Making a good sandwich is an art – one that may not get all the respect it deserves. Combining the flavors and textures of different ingredients involves achieving a delicate balance. In a sandwich, all the elements must come together harmoniously in a single bite. How thickly to slather on the butter; how many pickles to put in and exactly where to place them; the proportions of the main ingredient to the others; what type of bread to use. Each decision could have fateful consequences.

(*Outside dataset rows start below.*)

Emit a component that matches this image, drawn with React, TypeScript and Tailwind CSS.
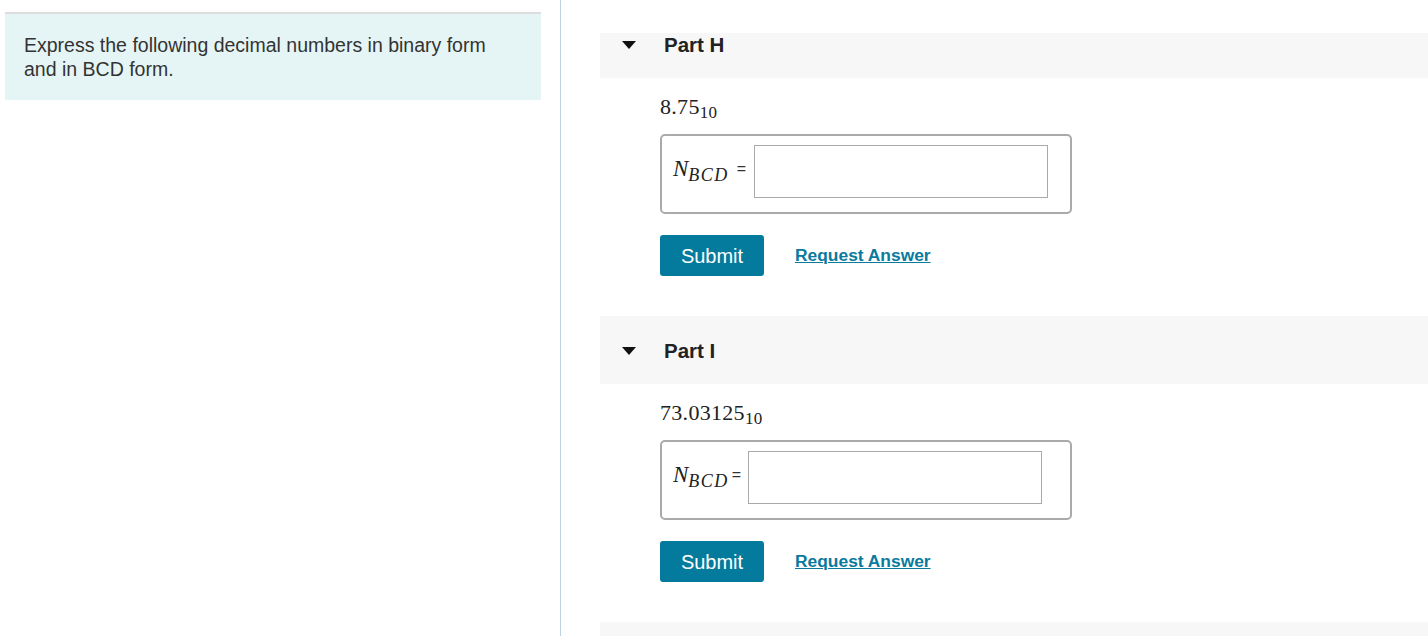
import React from "react";

const sans = { fontFamily: '"Liberation Sans", Arial, sans-serif' };
const serif = { fontFamily: '"Liberation Serif", "Times New Roman", serif' };

function Caret() {
  return (
    <svg width="14" height="8" viewBox="0 0 14 8" className="mt-[8px] shrink-0">
      <path d="M0 0 H14 L7 8 Z" fill="#111" />
    </svg>
  );
}

function PartHeader({ label, cls }: { label: string; cls: string }) {
  return (
    <div className={`flex items-start bg-[#f7f7f7] pl-[22px] ${cls}`}>
      <Caret />
      <span className="ml-[28px] text-[20.5px] font-bold leading-[24px] text-[#222]">{label}</span>
    </div>
  );
}

function Question({
  value,
  eqGap,
  inputLeft,
}: {
  value: string;
  eqGap: string;
  inputLeft: string;
}) {
  return (
    <div className="pl-[60px]">
      <div
        className="mt-[15px] h-[28px] text-[22px] leading-[28px] tracking-[0.3px] text-[#222]"
        style={serif}
      >
        {value}
        <sub className="text-[17px]">10</sub>
      </div>
      <div className="mt-[13px] flex h-[80px] w-[412px] items-start rounded-[5px] border-2 border-[#aaa] pl-[11px] pt-[9px]">
        <span className="mt-[12px] text-[23px] italic leading-[24px] text-[#222]" style={serif}>
          N<sub className="text-[18px] tracking-[1.5px]">BCD</sub>
        </span>
        <span className={`mt-[12px] text-[16px] leading-[24px] text-[#333] ${eqGap}`}>=</span>
        <input
          className={`h-[53px] w-[294px] border border-[#aaa] bg-white outline-none ${inputLeft}`}
        />
      </div>
      <div className="mt-[21px] flex items-center">
        <button className="h-[41px] w-[104px] rounded-[3px] bg-[#047b9c] text-[20px] text-white">
          Submit
        </button>
        <a className="ml-[31px] text-[17.4px] font-bold text-[#0a7a9e] underline" href="#">
          Request Answer
        </a>
      </div>
    </div>
  );
}

export default function App() {
  return (
    <div className="flex h-[636px] w-[1428px] overflow-hidden bg-white" style={sans}>
      <div className="w-[561px] shrink-0 border-r border-[#bfd2e2] pt-3">
        <div className="ml-[5px] w-[536px] border-t-2 border-[#dddddd] bg-[#e5f5f5] px-[19px] py-[19px] text-[19.5px] leading-[24px] text-[#333]">
          Express the following decimal numbers in binary form
          <br />
          and in BCD form.
        </div>
      </div>
      <div className="flex-1 pl-[39px] pt-[33px]">
        <PartHeader label="Part H" cls="h-[45px]" />
        <Question value="8.75" eqGap="ml-[8px]" inputLeft="ml-[8px]" />
        <div className="mt-[40px]">
          <PartHeader label="Part I" cls="h-[68px] pt-[23px]" />
        </div>
        <Question value="73.03125" eqGap="ml-[3px]" inputLeft="ml-[7px]" />
        <div className="mt-[40px] h-[40px] bg-[#f7f7f7]" />
      </div>
    </div>
  );
}
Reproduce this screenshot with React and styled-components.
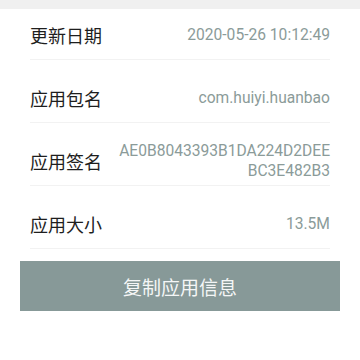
import React from "react";
import styled, { createGlobalStyle } from "styled-components";

const Global = createGlobalStyle`
  html, body { margin: 0; padding: 0; background: #ffffff; }
  body { width: 360px; height: 360px; overflow: hidden; }
`;

const Page = styled.div`
  width: 360px;
  height: 360px;
  background: #ffffff;
  display: flex;
  flex-direction: column;
`;

const TopBand = styled.div`
  height: 9px;
  background: #f0f0f0;
  flex: none;
`;

const List = styled.div`
  display: flex;
  flex-direction: column;
  padding: 0 30px;
`;

const Row = styled.div`
  display: flex;
  align-items: center;
  justify-content: space-between;
  height: ${(p) => (p.$first ? 48 : 48)}px;
  padding-top: ${(p) => (p.$first ? 2 : 14)}px;
  border-bottom: 1px solid #f2f2f2;
`;

const Label = styled.div`
  font-family: "Noto Sans CJK SC", "Noto Sans", sans-serif;
  font-size: 18px;
  line-height: 20px;
  color: #1e1e1e;
  white-space: nowrap;
`;

const Value = styled.div`
  font-family: Roboto, "Noto Sans", sans-serif;
  font-size: 15.6px;
  line-height: 20px;
  color: #8b9b99;
  text-align: right;
  word-break: break-all;
  max-width: 216px;
`;

const Button = styled.button`
  margin: 12px 20px 0;
  height: 50px;
  border: none;
  border-radius: 0;
  background: #879998;
  color: #f4f6f6;
  font-family: "Noto Sans CJK SC", "Noto Sans", sans-serif;
  font-size: 19px;
  display: flex;
  align-items: center;
  justify-content: center;
  padding: 0;
`;

const rows = [
  ["更新日期", "2020-05-26 10:12:49"],
  ["应用包名", "com.huiyi.huanbao"],
  ["应用签名", "AE0B8043393B1DA224D2DEEBC3E482B3"],
  ["应用大小", "13.5M"],
];

export default function App() {
  return (
    <Page>
      <Global />
      <TopBand />
      <List>
        {rows.map(([k, v], i) => (
          <Row key={k} $first={i === 0}>
            <Label>{k}</Label>
            <Value>{v}</Value>
          </Row>
        ))}
      </List>
      <Button>复制应用信息</Button>
    </Page>
  );
}
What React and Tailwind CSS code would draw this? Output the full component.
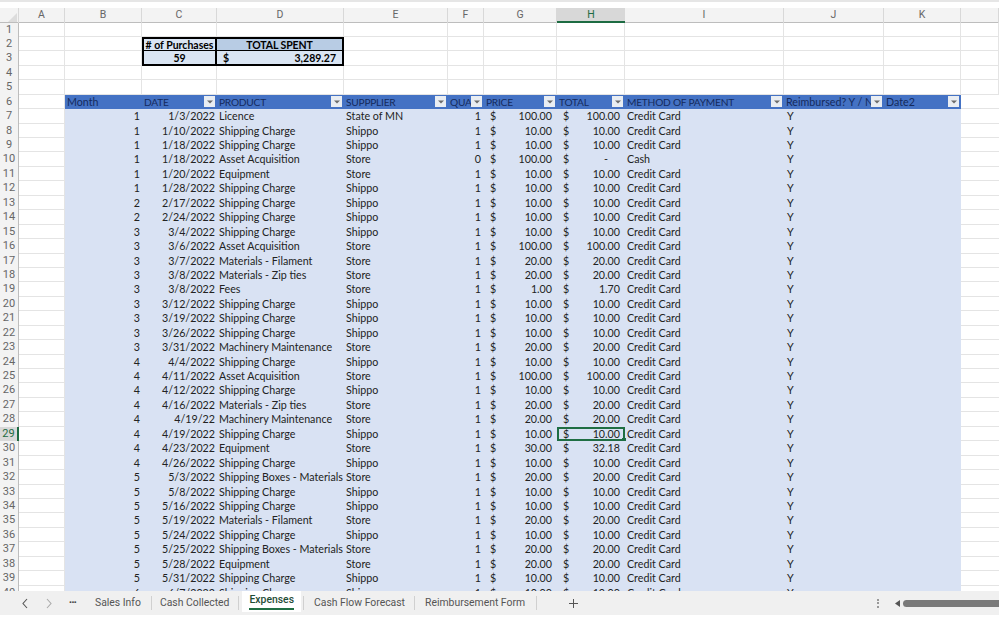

Avital Sadot, popularly known as Tootsie (“Everyone who grew up in Yodfat has a nickname,” she says) is a master of constructing sandwiches that approach true perfection. It could be a gouda sandwich (meticulously carved slices of cheese, fresh avocado, homemade pesto, greens, and a pickled lemon spread); or one made with delicious sausage, a mound of fresh arugula, salt, slivers of Parmesan and a touch of spicy mustard. Any sandwich she makes in Tootsie Kitchen Delicatessan is a treat.
“Everything that’s in the sandwich I sell or make myself,” says Tootsie, whose long reddish locks would put Rapunzel to shame. Except for her grandmother, all the women in the family have long braids that cascade down to the floor and are rolled up into a knot at the nape of the neck during the day.
“I make things – pickled lemons, jams, sauces and other pickles – solely in accordance with their season. If the basil doesn’t look good, there won’t be pesto.” Through the windows of the refrigerators, cheese wedges and various sausages used in the sandwiches can be seen. On the table are all kinds of sweets she concocts: chocolate-coated caramels with walnuts; meringue puffs; rahat lokum (Turkish delight); brownies (“Not to worry, the brownies with berries are in the fridge,” a small sign next to them says reassuringly); muffins; and a panforte with hazelnuts and dried fruits.
Tootsie was born in Yodfat in 1976. After a period in the center of the country, where she worked as a restaurant cook and apprentice pastry chef, she returned there in 2003. She and a partner opened a catering service, The Giraffe and the Crocodile, that was in business for nearly a decade. The delicatessen, a longtime dream, opened a year ago at Boa’cha Yodfat, a small shopping complex at the entrance to the community. Overlooking the green hills of the Lower Galilee, the complex houses 11 shops and small factories, half of them related to food.
Everyone takes part
“All the boys and girls of Yodfat are returning home,” says Michal Ezrony-Kassirer, founder and moving spirit of the small shopping center. “And everyone from Yodfat appreciates and understands good food.” The attraction of this place, founded in 1960, has a lot to do with the beautiful landscape and the communal lifestyle that still persists there, despite changes over the years.
“Yodfat was one of the first places where the communal economic system was eliminated. That happened in the early 1990s, and not because of hardship or bankruptcy,” says Ezrony-Kassirer. “The industries of the community became profitable businesses. The community spirit is still very significant, along with a sense of mutual responsibility. We celebrate the holidays together: On Sukkot we build a huge sukkah where everyone eats every evening – and every week is filled with events and activities for everyone to take part in together.”
Yodfat marked its 50th anniversary with a cookbook, published privately for residents, that includes a chapter devoted to the influence of Bedouin and Arab neighbors on the community’s cuisine. “The dish most associated with Yodfat is mansaf [lamb cooked in yogurt],” says Ezrony-Kassirer. “The founders were involved with the Bedouin who lived in the area and learned about local Arab cuisine from them, long before it became popular in recent years,” she says. In addition to mansaf, the chapter also includes recipes for kubbeh, stuffed vegetables, stuffed pastries, roasted green hummus and pickled mini-watermelons. Next to each recipe is the name of the woman who taught it to them, or the story of the culture from which it came – a testament to the unusually close neighborly relations between a Jewish community and its Arab neighbors.